- **Your instructions**:
Scan the records below for lines with the word "screenshot", then state how many you find and nothing else.

- **Records with interface code**:
☆ ☆ ☆ ☆ ☆ ☆ ☆
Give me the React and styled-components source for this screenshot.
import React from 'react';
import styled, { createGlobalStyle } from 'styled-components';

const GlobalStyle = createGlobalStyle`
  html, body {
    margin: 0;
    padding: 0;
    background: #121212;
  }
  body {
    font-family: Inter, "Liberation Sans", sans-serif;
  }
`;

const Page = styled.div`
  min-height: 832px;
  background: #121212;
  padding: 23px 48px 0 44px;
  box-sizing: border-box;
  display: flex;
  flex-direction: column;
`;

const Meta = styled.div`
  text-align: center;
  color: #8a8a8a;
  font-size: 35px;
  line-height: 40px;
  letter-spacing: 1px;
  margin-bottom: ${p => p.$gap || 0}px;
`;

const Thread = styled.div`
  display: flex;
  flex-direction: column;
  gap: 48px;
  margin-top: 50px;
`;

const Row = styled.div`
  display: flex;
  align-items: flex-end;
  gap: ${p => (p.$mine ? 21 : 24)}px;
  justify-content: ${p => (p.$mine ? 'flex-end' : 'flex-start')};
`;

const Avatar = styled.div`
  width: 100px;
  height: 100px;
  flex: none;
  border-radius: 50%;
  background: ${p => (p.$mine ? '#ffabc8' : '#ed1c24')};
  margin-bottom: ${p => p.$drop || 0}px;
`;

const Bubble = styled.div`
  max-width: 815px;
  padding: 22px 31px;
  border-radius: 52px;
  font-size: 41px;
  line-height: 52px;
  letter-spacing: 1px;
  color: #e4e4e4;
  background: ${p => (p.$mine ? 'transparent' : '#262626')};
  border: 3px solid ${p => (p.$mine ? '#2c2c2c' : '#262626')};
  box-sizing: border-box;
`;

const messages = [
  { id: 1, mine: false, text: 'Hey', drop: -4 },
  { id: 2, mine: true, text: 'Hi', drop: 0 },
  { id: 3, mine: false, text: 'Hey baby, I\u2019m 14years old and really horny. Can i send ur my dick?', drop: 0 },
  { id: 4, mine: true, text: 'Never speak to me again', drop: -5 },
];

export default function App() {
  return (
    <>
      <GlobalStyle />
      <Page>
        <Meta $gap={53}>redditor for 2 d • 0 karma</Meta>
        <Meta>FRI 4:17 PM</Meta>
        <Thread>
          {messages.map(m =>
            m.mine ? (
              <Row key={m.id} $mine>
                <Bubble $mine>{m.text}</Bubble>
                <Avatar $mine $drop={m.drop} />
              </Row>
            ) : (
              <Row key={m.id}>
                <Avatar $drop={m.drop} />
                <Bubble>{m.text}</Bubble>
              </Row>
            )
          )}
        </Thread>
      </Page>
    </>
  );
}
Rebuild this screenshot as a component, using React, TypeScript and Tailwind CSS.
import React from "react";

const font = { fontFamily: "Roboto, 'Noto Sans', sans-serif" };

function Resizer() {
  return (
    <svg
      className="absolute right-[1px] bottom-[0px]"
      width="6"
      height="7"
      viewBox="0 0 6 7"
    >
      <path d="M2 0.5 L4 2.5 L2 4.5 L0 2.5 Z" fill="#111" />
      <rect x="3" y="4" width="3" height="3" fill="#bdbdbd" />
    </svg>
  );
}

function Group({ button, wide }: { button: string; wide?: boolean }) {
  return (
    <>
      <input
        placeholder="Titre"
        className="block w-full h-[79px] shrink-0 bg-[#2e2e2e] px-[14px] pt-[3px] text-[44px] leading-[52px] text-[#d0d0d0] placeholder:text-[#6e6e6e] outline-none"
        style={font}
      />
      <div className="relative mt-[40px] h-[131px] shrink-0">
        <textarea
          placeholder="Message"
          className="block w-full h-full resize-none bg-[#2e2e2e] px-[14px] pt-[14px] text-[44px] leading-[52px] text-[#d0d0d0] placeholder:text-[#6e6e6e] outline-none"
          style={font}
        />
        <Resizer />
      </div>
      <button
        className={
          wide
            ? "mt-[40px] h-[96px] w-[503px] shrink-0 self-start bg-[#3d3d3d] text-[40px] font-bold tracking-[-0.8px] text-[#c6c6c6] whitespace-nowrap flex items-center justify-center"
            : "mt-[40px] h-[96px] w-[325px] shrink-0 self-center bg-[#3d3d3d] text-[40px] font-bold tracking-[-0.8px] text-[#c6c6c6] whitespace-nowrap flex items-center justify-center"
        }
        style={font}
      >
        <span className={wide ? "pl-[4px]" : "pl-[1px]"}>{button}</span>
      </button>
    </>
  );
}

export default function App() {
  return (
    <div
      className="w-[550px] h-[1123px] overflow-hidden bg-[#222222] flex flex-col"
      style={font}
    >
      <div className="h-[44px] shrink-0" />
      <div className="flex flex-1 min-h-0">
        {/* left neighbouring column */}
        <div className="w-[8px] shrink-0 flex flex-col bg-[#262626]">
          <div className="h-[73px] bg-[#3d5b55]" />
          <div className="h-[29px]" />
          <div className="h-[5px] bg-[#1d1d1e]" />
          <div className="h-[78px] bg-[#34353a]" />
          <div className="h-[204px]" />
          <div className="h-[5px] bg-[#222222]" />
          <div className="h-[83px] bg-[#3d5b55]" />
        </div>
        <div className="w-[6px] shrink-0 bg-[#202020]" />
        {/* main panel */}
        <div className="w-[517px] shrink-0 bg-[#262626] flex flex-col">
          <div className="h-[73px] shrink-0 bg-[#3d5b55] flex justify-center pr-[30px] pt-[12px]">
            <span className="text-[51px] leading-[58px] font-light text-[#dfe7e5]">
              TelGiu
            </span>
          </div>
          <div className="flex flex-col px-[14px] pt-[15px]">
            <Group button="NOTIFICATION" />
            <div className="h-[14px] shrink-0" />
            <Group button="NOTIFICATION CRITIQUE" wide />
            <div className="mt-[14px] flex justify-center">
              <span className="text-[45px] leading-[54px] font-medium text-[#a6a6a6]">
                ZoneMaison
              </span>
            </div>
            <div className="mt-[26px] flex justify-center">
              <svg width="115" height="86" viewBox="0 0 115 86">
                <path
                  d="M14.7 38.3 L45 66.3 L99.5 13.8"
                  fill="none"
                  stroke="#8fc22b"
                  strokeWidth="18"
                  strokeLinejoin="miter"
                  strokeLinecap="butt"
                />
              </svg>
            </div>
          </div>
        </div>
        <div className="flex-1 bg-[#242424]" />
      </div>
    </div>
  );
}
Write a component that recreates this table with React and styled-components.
☆ ☆ ☆ ☆ ☆ ☆ ☆
- **Exercise answer**:
2